→ Instructions to follow: Copy out each line that mentions the word "components".
### Materials provided
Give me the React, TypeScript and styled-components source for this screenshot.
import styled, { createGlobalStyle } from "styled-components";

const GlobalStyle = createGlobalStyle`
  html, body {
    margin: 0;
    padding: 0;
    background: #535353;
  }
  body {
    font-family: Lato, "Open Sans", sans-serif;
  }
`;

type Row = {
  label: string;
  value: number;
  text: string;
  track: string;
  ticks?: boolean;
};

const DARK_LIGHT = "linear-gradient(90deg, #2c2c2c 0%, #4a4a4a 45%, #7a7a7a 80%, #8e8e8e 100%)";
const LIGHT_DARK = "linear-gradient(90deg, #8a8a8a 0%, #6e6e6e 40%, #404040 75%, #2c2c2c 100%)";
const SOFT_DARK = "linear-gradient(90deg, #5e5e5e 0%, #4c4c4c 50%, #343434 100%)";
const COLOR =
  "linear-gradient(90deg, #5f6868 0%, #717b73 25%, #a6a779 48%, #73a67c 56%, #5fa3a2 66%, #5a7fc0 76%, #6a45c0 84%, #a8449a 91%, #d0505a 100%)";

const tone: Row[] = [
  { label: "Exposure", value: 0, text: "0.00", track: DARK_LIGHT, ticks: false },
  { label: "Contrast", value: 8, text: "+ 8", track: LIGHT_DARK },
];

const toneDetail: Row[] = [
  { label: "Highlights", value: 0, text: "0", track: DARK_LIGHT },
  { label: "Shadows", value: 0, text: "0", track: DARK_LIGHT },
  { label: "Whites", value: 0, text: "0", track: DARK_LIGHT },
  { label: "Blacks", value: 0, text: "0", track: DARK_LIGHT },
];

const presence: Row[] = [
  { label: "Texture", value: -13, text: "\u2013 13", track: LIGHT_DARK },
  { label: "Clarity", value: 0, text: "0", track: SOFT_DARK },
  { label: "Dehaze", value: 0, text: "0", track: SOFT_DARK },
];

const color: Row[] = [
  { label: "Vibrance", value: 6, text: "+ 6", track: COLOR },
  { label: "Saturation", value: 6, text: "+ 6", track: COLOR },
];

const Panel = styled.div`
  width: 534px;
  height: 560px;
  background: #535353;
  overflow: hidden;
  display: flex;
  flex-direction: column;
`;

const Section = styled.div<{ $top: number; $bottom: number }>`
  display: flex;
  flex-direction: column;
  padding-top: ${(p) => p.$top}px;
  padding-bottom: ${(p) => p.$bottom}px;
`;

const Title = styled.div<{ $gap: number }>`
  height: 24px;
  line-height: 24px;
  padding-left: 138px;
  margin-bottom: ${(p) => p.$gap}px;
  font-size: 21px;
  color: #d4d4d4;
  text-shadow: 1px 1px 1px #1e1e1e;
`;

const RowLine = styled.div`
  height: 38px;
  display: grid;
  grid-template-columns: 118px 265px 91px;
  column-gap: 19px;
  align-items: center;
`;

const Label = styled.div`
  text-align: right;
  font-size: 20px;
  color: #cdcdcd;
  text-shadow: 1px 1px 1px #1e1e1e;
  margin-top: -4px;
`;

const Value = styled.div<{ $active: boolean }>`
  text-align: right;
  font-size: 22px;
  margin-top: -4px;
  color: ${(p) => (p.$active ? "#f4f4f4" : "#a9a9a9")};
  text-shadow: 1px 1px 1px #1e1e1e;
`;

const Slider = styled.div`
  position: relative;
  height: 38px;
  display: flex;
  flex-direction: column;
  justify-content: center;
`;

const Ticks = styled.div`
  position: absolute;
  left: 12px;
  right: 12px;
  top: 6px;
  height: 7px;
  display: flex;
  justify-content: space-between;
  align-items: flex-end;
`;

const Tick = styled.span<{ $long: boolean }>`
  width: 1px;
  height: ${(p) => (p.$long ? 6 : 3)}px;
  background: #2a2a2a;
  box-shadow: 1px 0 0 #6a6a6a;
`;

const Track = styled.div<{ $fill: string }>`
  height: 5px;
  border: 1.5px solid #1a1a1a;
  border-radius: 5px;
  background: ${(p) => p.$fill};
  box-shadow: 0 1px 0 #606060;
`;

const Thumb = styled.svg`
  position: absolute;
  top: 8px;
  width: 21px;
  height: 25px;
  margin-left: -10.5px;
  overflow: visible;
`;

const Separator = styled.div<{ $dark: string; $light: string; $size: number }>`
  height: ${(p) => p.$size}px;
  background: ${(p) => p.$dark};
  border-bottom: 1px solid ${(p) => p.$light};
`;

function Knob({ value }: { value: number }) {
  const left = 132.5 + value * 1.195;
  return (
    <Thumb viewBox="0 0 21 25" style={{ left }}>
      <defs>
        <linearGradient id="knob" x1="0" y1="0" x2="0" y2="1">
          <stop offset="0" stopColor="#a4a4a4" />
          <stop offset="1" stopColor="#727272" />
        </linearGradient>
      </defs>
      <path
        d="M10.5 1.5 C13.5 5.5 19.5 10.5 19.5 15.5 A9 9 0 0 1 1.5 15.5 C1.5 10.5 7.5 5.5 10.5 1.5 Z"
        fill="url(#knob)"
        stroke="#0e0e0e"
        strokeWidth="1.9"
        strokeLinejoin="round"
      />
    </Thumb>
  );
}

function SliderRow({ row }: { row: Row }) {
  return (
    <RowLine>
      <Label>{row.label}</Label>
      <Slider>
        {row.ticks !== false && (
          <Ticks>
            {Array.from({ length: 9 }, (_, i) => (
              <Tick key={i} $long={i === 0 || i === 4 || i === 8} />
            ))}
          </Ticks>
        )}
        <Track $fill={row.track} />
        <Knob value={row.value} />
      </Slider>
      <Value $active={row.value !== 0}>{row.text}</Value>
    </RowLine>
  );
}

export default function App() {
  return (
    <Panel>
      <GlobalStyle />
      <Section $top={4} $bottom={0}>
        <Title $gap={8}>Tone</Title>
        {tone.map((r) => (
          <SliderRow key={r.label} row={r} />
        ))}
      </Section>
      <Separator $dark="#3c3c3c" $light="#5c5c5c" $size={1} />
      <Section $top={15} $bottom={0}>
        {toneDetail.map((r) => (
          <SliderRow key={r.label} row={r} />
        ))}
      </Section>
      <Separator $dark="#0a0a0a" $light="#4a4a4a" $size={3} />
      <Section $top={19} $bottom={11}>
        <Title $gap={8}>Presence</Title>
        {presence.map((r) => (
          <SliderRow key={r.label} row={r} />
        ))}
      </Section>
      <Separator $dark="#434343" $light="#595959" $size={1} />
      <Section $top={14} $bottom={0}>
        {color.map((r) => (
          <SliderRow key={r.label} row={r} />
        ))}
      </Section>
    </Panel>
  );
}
######
### Materials provided
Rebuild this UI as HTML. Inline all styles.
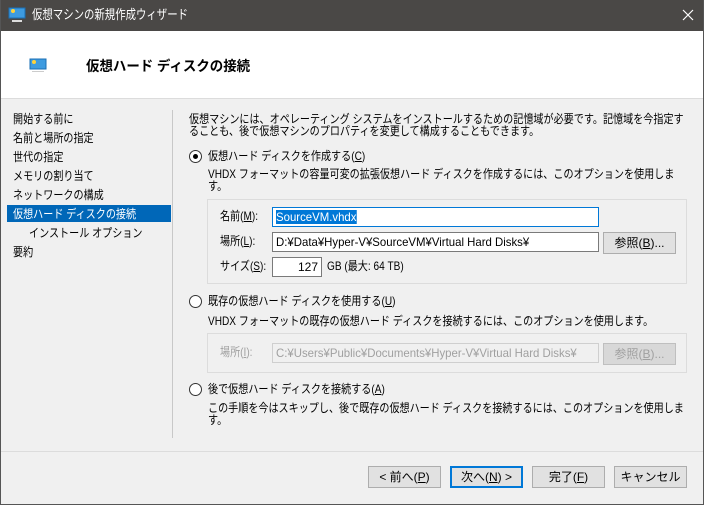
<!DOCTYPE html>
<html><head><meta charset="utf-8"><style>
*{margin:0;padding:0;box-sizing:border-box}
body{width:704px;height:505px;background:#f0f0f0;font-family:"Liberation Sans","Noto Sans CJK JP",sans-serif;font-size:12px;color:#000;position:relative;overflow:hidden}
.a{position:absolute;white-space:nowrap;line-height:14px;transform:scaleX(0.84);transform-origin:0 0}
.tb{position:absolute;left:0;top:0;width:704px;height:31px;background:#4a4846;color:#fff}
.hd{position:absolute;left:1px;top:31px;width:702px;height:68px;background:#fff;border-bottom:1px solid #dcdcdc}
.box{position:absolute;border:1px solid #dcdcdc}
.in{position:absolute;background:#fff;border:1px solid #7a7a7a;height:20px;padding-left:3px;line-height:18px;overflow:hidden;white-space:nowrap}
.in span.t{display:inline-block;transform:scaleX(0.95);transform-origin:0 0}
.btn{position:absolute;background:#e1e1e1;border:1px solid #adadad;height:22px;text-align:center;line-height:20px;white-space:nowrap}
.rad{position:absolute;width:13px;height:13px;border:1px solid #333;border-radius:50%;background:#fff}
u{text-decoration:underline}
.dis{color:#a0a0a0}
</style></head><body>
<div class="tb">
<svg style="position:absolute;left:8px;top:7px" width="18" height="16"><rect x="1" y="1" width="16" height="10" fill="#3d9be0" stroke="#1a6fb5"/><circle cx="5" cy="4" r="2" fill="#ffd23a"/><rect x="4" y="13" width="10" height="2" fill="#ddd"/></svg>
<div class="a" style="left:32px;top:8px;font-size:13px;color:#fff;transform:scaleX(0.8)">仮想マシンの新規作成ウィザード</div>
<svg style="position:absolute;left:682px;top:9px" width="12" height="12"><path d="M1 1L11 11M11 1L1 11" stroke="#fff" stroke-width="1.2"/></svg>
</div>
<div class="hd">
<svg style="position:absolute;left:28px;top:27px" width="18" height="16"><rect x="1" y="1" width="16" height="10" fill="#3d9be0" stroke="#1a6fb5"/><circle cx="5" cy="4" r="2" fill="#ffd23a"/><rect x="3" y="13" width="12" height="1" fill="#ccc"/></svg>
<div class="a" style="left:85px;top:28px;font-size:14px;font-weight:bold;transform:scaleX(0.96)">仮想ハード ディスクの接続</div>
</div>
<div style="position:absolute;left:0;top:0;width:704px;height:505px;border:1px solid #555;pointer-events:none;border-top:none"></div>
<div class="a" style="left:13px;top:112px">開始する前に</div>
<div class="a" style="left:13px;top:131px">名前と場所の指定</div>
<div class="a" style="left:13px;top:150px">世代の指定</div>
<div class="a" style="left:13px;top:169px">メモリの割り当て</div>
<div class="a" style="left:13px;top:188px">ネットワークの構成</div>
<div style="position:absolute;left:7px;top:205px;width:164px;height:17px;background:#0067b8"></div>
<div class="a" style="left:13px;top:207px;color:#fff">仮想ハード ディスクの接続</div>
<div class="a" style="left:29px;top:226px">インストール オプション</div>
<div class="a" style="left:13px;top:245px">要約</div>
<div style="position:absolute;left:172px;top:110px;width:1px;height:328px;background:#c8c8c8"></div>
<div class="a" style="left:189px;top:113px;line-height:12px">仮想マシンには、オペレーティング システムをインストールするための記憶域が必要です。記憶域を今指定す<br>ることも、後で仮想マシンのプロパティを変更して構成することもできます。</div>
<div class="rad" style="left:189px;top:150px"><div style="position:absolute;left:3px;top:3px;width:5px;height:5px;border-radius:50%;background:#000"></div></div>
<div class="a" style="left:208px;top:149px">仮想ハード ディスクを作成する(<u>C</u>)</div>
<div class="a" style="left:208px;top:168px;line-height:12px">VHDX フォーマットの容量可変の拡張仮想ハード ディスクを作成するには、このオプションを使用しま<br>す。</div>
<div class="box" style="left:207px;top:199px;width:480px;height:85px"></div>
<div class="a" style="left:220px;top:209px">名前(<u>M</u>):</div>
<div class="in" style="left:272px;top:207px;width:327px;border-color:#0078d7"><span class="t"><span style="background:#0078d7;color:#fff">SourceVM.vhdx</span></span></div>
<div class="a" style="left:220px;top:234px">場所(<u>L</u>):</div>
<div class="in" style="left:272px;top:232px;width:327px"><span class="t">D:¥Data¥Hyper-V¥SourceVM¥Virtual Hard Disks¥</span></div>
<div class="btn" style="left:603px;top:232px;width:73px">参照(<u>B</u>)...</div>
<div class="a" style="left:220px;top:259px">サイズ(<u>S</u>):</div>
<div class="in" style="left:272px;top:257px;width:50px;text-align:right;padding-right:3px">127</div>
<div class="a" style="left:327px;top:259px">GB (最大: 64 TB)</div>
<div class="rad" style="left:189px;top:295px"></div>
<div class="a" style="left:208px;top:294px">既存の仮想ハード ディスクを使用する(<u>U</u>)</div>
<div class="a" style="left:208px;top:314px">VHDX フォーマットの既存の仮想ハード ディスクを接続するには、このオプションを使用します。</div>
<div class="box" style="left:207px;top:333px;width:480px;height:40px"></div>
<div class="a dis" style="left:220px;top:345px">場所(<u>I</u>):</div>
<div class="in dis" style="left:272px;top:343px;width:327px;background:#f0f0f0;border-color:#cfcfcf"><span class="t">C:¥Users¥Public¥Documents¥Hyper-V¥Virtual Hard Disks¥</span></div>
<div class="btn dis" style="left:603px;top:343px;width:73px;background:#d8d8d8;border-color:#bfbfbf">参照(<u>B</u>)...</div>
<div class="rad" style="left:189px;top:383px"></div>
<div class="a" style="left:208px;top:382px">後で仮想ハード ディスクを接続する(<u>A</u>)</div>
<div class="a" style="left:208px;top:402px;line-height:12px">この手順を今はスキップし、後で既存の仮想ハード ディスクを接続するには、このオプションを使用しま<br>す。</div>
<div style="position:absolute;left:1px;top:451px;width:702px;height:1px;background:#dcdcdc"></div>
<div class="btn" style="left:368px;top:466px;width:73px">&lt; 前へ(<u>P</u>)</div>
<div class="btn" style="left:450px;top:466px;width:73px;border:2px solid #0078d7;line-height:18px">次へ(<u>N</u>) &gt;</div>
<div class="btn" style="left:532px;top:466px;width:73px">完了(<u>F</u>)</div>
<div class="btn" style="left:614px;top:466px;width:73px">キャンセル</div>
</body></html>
######
→ Response:
Give me the React, TypeScript and styled-components source for this screenshot.
import styled, { createGlobalStyle } from "styled-components";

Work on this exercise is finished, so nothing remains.